(Stated problem):
Copy each line of the entries that contains the word "components".

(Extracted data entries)
>> BEGIN

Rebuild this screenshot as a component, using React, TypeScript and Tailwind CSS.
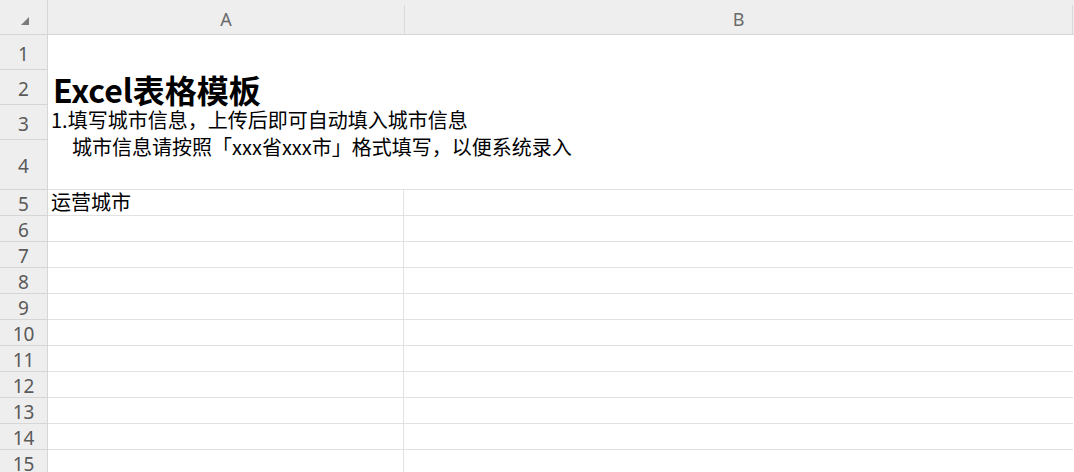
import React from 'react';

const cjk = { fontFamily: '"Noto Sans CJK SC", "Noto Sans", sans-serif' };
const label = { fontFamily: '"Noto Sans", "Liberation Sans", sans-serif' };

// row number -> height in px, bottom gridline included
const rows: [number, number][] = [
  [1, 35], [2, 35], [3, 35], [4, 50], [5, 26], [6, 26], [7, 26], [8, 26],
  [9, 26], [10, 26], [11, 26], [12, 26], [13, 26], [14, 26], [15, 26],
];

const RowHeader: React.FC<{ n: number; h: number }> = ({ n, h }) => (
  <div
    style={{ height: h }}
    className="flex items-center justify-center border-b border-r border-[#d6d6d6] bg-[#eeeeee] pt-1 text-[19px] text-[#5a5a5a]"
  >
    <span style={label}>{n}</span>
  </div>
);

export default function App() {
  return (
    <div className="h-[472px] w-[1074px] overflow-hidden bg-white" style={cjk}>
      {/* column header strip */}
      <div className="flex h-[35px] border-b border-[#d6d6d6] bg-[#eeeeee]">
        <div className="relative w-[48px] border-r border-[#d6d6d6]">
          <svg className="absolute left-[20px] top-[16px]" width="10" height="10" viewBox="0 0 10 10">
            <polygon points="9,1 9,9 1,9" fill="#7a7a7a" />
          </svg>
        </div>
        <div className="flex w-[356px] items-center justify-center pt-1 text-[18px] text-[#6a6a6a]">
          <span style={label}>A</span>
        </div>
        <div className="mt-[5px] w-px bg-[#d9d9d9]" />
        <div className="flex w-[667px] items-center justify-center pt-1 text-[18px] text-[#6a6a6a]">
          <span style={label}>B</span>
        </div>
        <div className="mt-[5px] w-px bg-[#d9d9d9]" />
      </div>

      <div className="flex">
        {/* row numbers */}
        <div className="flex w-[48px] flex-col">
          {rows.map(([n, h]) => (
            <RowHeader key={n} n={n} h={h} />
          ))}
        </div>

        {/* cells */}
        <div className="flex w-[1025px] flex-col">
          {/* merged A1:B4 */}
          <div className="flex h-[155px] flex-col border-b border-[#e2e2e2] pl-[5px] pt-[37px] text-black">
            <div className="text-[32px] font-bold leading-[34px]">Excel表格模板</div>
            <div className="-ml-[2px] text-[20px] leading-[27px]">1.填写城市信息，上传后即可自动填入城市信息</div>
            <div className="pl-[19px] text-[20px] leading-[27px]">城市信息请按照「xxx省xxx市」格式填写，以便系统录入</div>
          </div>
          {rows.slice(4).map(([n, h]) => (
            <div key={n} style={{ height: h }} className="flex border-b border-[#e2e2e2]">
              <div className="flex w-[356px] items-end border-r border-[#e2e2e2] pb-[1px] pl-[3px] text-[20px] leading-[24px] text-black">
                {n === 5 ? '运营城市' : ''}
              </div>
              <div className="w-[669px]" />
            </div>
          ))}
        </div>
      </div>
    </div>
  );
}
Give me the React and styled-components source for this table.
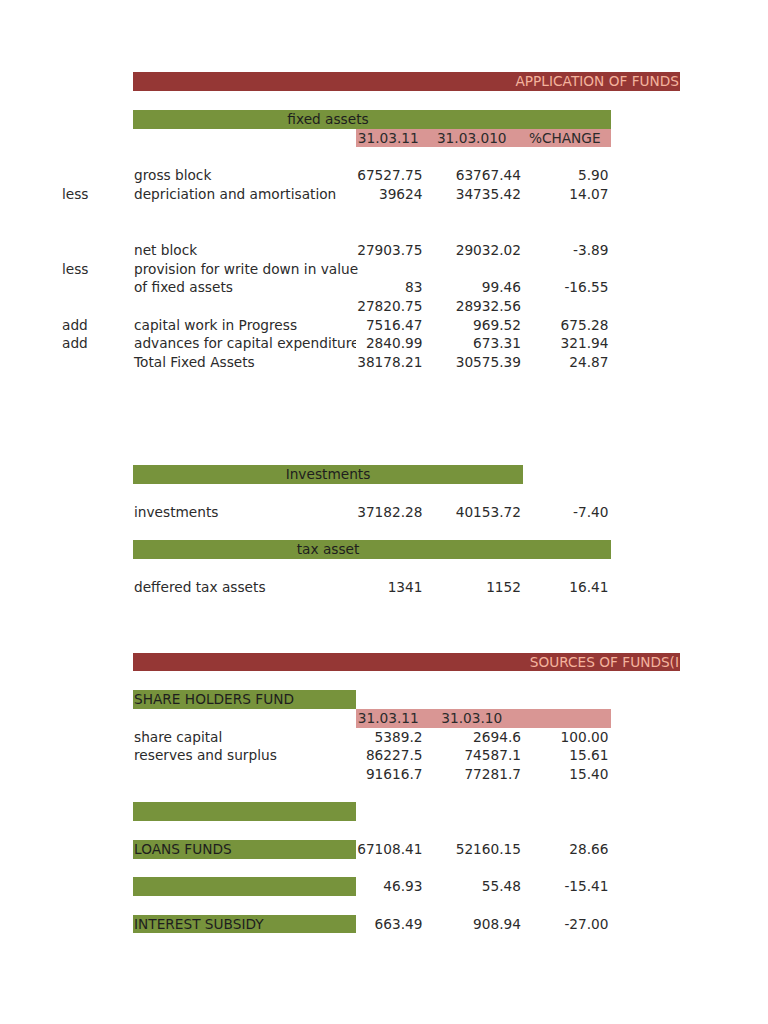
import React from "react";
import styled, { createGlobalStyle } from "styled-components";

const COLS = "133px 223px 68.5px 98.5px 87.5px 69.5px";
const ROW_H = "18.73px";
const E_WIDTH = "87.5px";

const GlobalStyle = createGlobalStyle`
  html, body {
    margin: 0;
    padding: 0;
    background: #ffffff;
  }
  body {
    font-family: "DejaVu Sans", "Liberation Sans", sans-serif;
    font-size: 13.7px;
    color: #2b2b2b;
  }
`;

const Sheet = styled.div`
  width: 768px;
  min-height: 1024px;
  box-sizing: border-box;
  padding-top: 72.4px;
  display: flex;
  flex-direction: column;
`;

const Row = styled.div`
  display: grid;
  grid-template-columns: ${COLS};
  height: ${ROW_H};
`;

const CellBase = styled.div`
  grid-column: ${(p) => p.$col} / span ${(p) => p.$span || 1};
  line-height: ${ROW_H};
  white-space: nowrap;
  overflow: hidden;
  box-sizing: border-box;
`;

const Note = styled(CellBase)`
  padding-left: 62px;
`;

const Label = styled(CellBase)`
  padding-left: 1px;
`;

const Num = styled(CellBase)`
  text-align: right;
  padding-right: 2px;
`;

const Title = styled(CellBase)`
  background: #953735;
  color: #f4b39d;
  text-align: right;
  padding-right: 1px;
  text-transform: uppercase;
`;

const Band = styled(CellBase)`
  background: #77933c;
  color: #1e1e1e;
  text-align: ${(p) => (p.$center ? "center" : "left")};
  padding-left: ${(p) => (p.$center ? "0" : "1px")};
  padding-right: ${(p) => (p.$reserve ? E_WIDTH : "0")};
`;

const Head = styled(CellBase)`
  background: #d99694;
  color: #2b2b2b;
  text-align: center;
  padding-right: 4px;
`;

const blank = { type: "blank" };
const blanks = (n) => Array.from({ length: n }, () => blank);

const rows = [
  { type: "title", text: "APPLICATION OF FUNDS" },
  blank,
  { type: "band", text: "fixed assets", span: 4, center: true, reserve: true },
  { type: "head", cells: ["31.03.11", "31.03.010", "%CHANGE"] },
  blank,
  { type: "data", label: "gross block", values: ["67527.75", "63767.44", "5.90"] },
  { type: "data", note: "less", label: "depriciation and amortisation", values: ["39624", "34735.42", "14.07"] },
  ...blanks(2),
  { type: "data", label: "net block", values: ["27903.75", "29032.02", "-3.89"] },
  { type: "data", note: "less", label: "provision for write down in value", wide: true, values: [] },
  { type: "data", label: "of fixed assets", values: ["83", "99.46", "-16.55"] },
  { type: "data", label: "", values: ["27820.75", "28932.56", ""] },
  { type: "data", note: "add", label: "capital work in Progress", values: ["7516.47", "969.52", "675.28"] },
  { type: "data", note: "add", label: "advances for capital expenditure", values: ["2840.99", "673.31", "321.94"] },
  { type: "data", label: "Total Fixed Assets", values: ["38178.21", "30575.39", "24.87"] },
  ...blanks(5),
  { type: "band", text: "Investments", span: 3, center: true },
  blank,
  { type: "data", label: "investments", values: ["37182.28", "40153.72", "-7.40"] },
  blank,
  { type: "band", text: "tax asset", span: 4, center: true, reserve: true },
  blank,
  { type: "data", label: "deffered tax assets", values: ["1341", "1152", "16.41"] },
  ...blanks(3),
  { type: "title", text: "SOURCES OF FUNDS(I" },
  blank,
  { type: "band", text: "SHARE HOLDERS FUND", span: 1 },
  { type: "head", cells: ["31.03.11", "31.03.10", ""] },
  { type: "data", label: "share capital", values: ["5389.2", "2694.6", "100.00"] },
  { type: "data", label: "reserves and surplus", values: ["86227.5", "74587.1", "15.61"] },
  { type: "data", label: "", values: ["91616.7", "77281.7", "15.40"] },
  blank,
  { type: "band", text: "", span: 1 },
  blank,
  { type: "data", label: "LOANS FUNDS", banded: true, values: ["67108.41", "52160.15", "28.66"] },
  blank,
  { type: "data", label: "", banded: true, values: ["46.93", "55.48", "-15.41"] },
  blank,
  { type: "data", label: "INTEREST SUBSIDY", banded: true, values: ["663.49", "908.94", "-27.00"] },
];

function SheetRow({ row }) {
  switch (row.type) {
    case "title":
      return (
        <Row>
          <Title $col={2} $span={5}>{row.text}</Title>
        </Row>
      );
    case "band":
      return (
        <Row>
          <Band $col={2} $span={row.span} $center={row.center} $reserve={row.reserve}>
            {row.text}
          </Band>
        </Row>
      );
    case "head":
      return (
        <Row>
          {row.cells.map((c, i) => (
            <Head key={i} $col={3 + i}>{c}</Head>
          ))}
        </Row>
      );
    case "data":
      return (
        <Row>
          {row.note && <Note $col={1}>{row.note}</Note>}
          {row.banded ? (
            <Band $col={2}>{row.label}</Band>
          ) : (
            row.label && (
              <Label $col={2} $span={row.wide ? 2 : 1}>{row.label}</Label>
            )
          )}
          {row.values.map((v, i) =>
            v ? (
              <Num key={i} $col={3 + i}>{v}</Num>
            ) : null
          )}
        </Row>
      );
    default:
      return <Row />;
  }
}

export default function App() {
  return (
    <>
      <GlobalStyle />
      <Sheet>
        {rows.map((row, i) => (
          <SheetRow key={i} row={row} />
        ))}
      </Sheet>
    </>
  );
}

>> END

(The completed task):
Give me the React and styled-components source for this table.
import styled, { createGlobalStyle } from "styled-components";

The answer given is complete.